## [WRITTEN EXERCISE]
Pick out each line of the records in which the word "components" appears.

## [MATERIAL SUPPLIED]

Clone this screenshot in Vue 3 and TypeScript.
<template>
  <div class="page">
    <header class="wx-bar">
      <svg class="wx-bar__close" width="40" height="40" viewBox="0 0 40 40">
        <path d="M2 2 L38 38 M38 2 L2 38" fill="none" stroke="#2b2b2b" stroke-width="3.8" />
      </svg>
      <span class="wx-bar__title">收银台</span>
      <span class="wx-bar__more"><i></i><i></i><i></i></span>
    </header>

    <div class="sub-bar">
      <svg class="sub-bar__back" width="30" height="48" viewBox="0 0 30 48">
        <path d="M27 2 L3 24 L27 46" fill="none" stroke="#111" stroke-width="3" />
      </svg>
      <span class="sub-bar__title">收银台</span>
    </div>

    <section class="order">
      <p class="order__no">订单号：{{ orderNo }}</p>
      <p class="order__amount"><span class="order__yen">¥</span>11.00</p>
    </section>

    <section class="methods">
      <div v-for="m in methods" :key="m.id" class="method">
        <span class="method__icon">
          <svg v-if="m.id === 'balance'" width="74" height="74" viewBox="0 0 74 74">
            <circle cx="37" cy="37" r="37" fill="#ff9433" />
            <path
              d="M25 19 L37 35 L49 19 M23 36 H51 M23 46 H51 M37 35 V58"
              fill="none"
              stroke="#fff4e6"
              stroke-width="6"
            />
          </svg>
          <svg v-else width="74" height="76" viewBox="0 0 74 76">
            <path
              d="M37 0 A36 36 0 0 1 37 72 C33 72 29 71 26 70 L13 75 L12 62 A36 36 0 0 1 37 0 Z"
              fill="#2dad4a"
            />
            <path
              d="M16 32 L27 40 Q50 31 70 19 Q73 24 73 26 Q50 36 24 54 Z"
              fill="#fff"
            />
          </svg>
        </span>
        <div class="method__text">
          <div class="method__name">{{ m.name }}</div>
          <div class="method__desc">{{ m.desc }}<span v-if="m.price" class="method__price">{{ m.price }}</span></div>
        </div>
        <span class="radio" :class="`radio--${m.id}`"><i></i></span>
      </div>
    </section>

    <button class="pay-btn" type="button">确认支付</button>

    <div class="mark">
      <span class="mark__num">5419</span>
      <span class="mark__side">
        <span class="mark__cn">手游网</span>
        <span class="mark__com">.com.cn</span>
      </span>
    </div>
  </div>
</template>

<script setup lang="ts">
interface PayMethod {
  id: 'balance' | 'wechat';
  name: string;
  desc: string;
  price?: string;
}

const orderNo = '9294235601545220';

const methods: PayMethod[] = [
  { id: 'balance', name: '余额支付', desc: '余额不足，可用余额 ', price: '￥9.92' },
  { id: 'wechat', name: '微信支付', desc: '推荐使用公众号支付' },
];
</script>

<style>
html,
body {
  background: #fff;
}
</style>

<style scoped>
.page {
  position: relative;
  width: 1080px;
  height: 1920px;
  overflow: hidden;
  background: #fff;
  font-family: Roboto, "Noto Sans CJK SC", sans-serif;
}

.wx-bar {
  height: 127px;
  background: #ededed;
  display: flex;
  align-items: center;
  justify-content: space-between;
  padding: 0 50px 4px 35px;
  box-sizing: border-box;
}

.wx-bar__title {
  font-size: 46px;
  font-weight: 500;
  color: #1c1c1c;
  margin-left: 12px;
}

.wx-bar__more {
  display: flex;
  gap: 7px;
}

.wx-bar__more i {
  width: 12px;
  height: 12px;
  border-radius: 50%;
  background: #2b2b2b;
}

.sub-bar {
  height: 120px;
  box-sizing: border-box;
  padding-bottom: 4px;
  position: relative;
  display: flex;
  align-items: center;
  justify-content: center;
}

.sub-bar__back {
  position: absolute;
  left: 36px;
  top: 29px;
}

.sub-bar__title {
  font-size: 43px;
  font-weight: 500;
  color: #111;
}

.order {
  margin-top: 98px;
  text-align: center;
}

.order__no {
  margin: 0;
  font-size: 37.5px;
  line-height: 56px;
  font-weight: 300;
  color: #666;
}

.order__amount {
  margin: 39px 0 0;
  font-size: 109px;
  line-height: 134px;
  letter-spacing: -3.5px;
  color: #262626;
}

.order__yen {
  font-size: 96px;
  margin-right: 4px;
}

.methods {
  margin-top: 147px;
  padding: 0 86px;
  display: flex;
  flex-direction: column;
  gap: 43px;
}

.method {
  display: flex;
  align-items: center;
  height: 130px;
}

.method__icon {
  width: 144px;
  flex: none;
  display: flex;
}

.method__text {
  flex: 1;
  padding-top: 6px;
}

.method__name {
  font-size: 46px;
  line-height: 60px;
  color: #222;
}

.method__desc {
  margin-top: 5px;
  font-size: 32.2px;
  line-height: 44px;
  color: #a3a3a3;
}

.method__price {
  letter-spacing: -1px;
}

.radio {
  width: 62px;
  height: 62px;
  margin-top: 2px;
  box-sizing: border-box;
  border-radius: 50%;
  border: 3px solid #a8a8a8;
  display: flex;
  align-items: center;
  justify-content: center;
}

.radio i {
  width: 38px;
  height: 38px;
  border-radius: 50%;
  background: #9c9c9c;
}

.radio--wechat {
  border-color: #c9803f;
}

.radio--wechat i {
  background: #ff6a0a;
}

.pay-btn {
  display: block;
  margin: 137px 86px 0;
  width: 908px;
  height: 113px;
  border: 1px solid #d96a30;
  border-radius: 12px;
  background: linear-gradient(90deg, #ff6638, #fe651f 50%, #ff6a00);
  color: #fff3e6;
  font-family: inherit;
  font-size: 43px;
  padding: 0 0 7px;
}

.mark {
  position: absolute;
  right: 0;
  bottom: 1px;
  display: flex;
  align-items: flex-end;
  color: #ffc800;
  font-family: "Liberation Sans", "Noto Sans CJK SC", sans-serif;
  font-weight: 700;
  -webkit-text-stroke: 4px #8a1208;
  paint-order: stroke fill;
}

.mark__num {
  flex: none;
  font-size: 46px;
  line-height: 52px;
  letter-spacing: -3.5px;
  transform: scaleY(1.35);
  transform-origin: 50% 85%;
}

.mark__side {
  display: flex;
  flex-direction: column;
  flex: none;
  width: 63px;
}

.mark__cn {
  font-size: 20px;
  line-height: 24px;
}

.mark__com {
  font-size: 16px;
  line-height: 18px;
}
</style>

* * *

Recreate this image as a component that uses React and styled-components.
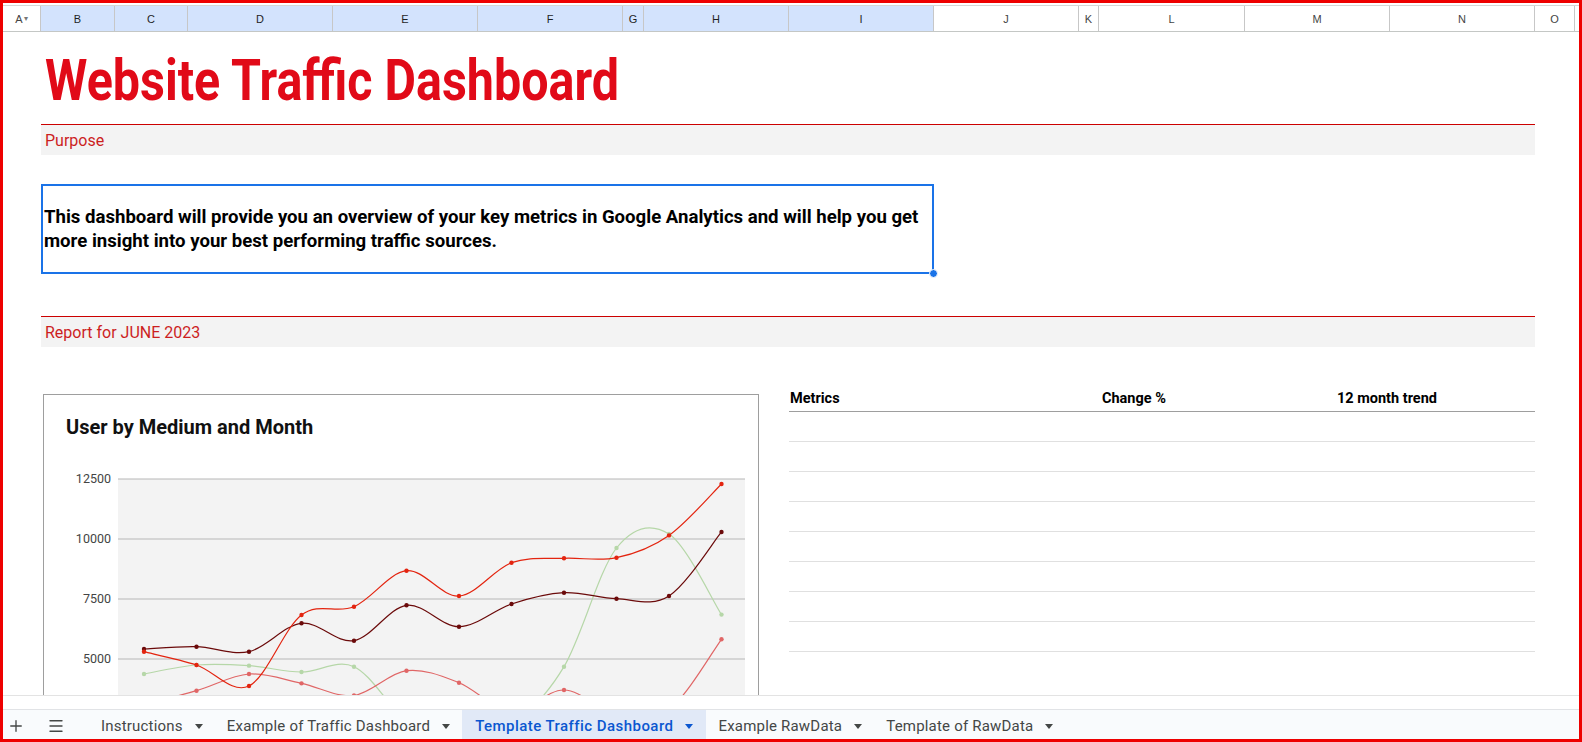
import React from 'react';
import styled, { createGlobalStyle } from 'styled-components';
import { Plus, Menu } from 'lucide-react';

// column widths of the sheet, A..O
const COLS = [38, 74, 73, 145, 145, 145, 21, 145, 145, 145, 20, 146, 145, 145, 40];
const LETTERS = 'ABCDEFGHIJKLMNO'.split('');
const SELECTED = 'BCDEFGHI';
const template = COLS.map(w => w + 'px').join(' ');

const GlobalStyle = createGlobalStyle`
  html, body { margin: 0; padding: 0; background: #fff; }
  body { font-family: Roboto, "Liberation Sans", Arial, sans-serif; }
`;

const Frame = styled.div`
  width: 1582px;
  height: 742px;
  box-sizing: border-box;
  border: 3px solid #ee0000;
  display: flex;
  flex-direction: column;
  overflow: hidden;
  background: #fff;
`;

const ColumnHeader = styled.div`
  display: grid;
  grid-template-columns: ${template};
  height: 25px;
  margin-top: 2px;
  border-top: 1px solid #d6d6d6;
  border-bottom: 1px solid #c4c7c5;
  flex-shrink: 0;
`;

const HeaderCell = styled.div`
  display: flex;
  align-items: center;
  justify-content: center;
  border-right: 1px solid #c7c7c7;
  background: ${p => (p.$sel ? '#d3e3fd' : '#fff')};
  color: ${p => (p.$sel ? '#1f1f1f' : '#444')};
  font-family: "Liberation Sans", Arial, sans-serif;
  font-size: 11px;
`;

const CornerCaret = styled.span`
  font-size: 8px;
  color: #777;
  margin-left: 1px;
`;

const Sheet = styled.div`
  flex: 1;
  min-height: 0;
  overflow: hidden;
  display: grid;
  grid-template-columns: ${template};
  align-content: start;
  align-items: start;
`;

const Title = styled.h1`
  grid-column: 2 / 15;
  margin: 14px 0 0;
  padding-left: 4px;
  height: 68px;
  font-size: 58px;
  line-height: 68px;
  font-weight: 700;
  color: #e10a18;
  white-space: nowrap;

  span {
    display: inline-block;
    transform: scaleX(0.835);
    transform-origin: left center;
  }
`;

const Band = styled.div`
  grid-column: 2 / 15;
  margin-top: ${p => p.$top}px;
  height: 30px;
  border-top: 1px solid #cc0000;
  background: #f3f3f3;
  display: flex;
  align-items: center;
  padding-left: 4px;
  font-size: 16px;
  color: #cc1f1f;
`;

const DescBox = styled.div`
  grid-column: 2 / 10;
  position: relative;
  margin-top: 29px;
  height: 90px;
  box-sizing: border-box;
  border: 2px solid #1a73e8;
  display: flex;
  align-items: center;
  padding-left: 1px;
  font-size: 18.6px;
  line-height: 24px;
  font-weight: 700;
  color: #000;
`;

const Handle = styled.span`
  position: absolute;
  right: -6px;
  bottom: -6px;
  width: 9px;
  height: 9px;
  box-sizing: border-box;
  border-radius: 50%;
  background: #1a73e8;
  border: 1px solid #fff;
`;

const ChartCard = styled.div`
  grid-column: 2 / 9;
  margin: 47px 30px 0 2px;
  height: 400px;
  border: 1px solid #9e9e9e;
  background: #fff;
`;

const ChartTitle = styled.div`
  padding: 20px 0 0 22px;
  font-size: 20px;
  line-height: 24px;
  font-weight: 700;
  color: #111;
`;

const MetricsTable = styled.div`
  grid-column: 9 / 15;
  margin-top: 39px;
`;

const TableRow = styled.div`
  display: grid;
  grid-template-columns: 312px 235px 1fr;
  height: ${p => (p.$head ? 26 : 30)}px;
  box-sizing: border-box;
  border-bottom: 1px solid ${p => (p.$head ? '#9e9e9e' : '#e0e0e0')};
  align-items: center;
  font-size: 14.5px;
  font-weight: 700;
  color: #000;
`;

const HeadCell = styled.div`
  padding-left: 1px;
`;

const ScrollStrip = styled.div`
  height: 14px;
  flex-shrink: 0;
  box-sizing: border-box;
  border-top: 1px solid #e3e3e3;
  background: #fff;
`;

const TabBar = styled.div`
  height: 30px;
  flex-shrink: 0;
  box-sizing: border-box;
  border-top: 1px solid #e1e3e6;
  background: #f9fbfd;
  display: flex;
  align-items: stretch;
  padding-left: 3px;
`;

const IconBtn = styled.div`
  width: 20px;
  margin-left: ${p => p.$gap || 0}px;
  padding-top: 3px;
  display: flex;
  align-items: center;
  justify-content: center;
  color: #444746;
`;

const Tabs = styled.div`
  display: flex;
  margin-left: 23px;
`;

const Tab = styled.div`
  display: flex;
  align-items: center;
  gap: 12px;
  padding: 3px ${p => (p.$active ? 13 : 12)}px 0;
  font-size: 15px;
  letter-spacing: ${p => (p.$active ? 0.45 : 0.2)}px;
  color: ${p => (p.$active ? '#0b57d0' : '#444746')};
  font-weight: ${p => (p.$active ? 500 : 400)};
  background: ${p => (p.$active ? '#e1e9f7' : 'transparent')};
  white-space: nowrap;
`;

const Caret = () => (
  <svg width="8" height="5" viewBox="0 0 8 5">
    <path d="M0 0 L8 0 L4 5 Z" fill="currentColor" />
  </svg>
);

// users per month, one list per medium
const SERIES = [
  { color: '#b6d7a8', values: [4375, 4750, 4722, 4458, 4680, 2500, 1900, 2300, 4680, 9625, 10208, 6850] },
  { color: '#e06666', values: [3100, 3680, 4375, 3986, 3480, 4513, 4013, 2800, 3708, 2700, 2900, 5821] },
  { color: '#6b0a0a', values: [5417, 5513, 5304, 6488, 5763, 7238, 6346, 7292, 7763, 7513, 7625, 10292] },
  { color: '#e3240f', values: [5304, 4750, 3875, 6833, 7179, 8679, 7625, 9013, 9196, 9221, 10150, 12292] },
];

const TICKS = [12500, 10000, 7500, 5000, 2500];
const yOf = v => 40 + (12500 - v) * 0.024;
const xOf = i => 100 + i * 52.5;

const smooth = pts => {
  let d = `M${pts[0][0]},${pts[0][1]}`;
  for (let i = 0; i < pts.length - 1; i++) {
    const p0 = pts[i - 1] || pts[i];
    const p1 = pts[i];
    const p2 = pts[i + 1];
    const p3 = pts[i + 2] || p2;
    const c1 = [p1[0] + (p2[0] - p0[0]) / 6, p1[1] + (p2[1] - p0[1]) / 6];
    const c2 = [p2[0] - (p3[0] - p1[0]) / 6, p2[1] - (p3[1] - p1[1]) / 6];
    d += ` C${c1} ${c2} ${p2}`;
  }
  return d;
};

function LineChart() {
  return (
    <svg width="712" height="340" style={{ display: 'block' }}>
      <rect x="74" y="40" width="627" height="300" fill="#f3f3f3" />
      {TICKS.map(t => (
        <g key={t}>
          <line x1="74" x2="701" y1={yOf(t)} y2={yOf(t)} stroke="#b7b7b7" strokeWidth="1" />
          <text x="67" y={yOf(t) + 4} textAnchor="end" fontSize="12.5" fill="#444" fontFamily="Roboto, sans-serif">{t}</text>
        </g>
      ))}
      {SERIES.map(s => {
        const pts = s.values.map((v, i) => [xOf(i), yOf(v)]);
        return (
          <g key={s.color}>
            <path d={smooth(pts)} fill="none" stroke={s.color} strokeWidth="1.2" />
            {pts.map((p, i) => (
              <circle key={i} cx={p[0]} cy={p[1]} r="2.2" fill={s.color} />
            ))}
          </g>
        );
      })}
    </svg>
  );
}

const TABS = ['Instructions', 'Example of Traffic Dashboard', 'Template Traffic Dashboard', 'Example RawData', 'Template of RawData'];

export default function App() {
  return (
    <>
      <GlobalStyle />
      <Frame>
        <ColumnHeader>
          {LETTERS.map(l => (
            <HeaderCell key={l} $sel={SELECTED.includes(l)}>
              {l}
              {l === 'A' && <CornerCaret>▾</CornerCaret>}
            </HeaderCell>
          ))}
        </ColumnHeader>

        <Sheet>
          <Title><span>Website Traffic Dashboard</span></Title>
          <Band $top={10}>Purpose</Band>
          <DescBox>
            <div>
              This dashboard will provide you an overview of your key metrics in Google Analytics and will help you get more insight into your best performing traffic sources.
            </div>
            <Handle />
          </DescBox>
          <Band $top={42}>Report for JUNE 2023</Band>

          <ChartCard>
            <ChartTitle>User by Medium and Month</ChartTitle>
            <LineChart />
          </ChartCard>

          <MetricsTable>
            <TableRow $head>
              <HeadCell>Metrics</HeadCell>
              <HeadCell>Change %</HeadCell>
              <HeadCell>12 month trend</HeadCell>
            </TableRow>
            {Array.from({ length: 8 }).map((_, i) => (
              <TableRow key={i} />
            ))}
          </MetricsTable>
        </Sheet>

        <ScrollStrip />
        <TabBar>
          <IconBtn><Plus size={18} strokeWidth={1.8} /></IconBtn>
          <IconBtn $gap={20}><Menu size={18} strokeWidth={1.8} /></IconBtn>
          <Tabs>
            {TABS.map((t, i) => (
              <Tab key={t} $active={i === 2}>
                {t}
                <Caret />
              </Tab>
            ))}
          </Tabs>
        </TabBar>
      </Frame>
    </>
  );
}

## [WRITTEN RESPONSE]
Recreate this image as a component that uses React and styled-components.
import styled, { createGlobalStyle } from 'styled-components';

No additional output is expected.